From the scene where they had to spend the night in the public restroom through the rest if the movie I was crying my eyes out. But I had to see what happened.
I cry at movies all the time. In fact, I just cry a lot. So that’s not extreme for me. If I feel teary, I don’t resist; I just give in to it. Crying has never seemed to me to be weak or neurotic, any more than laughing or sneezing or any other physical response to something.
BUT
Sophie’s Choice, holy moley, the scene where Sophie has to make the choice, God, I didn’t just cry, but I was overcome and swept away by gut-wracking sobs. And it wasn’t just me…there was loud sobbing all over the packed theater. The suddenness of the crisis-- it was like being hit by a freight train. And the helpless sadness and rage…eek. Have never wanted to see that movie again.
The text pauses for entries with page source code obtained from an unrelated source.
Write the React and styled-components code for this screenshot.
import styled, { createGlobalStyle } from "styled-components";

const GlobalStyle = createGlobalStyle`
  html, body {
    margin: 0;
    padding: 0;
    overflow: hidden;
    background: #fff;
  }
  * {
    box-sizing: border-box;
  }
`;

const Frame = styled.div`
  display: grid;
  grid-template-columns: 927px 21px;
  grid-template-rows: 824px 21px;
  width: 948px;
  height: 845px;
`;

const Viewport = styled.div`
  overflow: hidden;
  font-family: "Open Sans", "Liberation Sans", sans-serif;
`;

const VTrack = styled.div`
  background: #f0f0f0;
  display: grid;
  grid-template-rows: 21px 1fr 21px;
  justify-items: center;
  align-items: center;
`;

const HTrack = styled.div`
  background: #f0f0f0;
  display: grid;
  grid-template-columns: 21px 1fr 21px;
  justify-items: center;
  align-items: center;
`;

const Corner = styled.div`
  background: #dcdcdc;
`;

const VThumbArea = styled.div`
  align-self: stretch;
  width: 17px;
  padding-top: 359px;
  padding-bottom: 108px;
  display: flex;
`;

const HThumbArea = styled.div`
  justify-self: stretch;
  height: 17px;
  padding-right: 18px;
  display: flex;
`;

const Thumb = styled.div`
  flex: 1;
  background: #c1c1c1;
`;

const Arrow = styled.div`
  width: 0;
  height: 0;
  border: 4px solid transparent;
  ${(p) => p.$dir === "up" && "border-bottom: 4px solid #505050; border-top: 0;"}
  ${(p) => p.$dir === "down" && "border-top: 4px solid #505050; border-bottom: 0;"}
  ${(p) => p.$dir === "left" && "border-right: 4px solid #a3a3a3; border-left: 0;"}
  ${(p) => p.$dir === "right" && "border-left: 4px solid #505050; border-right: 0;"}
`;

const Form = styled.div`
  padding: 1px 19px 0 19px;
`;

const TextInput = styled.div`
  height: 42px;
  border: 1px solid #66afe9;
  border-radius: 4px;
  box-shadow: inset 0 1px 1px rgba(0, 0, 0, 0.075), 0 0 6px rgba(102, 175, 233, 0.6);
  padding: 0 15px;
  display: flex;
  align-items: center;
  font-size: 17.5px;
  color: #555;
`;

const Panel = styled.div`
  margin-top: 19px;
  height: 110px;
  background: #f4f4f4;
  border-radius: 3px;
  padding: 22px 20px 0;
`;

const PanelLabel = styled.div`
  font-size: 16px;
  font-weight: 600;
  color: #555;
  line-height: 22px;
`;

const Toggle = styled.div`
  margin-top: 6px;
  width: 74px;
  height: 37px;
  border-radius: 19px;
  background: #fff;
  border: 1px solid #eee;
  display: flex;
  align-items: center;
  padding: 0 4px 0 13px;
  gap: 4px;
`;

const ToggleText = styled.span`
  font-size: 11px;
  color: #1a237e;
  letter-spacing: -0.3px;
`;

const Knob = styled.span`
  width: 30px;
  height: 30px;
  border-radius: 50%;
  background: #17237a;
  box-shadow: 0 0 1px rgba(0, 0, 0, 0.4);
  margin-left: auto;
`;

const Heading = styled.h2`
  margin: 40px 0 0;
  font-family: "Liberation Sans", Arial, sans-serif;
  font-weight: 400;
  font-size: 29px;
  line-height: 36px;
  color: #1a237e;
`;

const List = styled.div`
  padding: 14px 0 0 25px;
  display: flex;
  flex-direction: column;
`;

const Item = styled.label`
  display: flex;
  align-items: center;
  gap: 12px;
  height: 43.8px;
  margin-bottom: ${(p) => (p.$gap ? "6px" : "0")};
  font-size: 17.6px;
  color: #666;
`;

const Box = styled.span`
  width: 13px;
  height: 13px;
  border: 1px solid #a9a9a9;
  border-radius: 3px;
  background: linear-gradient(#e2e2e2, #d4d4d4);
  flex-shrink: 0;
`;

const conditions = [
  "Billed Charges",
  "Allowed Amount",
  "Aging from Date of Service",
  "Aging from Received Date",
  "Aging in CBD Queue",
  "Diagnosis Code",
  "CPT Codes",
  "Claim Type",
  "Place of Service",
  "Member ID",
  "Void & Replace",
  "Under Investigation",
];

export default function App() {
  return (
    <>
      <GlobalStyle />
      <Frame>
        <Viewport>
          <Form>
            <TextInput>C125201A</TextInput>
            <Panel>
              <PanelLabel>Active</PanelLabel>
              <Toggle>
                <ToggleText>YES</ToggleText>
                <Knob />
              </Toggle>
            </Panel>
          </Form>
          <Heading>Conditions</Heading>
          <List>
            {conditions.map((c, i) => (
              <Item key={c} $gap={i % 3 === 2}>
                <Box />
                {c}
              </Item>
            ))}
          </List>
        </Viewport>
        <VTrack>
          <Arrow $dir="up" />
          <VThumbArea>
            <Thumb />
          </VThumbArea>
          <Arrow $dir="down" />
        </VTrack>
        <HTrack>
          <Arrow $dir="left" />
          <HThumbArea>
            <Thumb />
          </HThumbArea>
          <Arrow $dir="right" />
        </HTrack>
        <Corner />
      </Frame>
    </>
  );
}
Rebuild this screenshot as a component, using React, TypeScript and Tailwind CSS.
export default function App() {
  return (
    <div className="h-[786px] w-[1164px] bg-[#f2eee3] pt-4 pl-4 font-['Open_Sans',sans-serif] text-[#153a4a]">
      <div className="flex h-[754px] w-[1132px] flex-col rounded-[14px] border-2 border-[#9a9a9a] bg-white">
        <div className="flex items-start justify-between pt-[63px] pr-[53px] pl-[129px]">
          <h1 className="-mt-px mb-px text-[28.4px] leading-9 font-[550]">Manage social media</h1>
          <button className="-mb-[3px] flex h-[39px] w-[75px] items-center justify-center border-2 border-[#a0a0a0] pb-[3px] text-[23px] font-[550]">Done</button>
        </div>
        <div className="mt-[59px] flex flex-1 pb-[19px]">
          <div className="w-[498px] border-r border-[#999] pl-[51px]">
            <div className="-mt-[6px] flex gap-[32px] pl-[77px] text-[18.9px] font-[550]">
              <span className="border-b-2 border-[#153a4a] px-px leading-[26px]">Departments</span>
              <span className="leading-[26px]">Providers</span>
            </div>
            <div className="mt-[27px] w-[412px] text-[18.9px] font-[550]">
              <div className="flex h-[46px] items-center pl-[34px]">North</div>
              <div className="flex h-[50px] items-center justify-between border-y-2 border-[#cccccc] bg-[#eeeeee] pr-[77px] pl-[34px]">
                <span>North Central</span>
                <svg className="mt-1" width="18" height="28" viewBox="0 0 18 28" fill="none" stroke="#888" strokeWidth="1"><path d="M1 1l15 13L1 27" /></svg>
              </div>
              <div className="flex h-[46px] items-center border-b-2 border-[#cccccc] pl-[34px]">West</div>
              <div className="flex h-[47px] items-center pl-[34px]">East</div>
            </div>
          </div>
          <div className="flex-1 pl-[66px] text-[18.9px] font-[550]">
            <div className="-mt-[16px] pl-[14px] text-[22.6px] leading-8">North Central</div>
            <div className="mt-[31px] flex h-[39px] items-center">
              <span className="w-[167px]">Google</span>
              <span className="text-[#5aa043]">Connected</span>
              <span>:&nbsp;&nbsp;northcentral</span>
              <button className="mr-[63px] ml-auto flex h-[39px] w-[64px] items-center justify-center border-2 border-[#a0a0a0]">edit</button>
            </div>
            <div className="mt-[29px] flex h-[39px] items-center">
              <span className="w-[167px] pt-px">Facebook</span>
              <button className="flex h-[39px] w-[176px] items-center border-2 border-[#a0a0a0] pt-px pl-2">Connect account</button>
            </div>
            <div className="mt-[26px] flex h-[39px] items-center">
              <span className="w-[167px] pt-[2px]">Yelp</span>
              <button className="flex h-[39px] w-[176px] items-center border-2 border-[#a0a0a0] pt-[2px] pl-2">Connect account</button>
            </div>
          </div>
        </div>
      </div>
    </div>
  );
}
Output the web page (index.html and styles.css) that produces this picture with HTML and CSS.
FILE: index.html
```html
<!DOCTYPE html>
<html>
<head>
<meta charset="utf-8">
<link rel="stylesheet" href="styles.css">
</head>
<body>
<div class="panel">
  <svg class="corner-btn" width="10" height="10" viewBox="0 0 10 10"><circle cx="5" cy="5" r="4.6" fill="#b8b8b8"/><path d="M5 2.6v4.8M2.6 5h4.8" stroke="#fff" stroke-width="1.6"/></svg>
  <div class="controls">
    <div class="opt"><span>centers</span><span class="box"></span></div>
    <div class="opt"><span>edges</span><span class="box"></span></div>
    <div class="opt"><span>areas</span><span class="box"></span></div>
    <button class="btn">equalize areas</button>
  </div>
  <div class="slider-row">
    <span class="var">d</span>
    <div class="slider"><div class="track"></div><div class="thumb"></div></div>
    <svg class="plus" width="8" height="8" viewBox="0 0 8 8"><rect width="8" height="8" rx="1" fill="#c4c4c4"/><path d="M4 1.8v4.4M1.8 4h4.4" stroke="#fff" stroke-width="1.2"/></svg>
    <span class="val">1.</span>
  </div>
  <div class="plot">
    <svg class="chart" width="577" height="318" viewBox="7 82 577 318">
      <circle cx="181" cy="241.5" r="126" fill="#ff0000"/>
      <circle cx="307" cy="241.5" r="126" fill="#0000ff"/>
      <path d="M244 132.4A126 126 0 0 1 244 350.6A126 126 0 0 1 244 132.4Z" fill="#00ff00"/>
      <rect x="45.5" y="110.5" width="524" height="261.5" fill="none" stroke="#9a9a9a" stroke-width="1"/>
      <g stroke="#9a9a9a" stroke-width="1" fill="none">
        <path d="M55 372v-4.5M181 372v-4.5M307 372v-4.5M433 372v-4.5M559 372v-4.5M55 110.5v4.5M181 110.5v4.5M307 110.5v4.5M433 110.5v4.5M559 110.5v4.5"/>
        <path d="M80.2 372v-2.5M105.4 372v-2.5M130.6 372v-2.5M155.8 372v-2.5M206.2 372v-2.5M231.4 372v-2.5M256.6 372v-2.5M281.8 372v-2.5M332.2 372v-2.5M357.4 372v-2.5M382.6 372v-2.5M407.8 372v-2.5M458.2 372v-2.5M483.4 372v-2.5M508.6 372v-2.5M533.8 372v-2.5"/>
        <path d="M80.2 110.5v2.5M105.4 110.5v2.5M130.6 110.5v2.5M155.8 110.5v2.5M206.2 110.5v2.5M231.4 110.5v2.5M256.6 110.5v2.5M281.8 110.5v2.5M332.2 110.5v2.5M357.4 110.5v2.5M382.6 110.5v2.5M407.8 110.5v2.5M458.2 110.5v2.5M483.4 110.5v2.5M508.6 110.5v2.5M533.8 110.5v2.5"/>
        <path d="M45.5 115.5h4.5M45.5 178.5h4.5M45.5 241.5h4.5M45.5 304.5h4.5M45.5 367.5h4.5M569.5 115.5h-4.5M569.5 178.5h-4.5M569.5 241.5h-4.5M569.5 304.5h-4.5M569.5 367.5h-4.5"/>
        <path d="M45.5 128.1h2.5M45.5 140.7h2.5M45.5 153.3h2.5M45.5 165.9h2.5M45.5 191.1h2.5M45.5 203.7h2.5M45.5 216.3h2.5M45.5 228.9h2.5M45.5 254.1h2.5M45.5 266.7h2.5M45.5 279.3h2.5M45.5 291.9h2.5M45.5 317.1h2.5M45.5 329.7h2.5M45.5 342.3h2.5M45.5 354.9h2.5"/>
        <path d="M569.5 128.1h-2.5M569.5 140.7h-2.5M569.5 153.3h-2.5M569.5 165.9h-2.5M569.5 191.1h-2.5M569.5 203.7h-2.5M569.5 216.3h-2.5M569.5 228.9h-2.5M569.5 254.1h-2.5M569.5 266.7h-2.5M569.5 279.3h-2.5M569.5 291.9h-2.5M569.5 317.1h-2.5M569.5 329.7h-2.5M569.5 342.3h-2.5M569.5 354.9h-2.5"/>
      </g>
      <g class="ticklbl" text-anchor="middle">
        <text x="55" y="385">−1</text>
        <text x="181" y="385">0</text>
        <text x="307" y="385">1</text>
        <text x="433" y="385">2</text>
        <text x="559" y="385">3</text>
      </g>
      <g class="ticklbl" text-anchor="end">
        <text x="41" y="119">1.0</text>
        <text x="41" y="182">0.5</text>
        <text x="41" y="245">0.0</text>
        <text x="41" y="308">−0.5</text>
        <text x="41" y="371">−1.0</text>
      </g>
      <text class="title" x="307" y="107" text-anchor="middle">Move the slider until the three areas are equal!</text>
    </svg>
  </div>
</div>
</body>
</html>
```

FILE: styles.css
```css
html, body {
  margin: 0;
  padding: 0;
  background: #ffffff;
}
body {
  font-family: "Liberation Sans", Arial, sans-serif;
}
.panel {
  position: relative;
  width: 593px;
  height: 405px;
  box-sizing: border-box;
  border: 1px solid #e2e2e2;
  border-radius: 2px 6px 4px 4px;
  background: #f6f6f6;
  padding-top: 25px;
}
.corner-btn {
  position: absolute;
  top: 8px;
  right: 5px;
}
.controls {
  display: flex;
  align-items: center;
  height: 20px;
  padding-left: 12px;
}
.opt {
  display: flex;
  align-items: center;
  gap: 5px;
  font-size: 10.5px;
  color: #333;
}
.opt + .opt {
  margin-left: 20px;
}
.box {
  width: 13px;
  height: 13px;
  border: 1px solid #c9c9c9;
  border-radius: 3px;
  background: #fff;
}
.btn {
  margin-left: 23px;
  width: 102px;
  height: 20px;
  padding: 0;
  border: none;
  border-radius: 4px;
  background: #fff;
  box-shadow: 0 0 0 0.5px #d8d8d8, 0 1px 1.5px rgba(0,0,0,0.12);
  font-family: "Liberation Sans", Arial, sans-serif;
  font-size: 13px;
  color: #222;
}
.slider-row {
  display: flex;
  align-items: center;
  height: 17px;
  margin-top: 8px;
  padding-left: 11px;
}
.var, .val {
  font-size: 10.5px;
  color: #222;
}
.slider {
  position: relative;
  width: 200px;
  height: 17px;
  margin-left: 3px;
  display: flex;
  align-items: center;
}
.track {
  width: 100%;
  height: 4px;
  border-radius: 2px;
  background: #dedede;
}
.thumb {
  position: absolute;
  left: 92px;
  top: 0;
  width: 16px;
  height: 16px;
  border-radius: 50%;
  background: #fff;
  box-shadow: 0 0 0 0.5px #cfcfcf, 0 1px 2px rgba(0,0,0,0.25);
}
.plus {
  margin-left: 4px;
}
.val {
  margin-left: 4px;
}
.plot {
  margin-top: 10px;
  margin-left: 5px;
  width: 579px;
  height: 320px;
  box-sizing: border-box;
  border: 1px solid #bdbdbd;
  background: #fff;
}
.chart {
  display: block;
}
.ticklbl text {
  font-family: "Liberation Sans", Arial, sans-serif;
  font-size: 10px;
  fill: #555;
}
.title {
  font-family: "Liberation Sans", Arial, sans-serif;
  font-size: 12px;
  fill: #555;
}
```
A couple of weeks after my mom’s funeral, my brother wanted my dad and I to go see The Grey with him. There is nothing positive or hopeful in the entire movie. It was awful to sit through.
Not a “movie”, but the one that stands out to me is Band Of Brothers. Very similar to Saving Private Ryan in emotional impact and production values, watching and listening to the actual men depicted was devastating, especially so for their thoughts of their long ago friends and comrades and the humbleness about what they achieved and endured.
Many true heroes are depicted in movies but we don’t often get to actually see them.
This is sappy, but while I was watching “Life is Beautiful” in college, I broke down crying while thinking about relatives I never met who were murdered in the Holocaust.
The fact that I was drinking and partaking in another substance with a friend probably didn’t help.
That’s the LEAST sappy thing I ever heard. It’s not sappy to realize how your family was devastated by the Holocaust. I’m so sorry for your family’s loss. Thousands and thousands of families suffered that loss, too. You wouldn’t call them sappy for remembering. Be kind to yourself.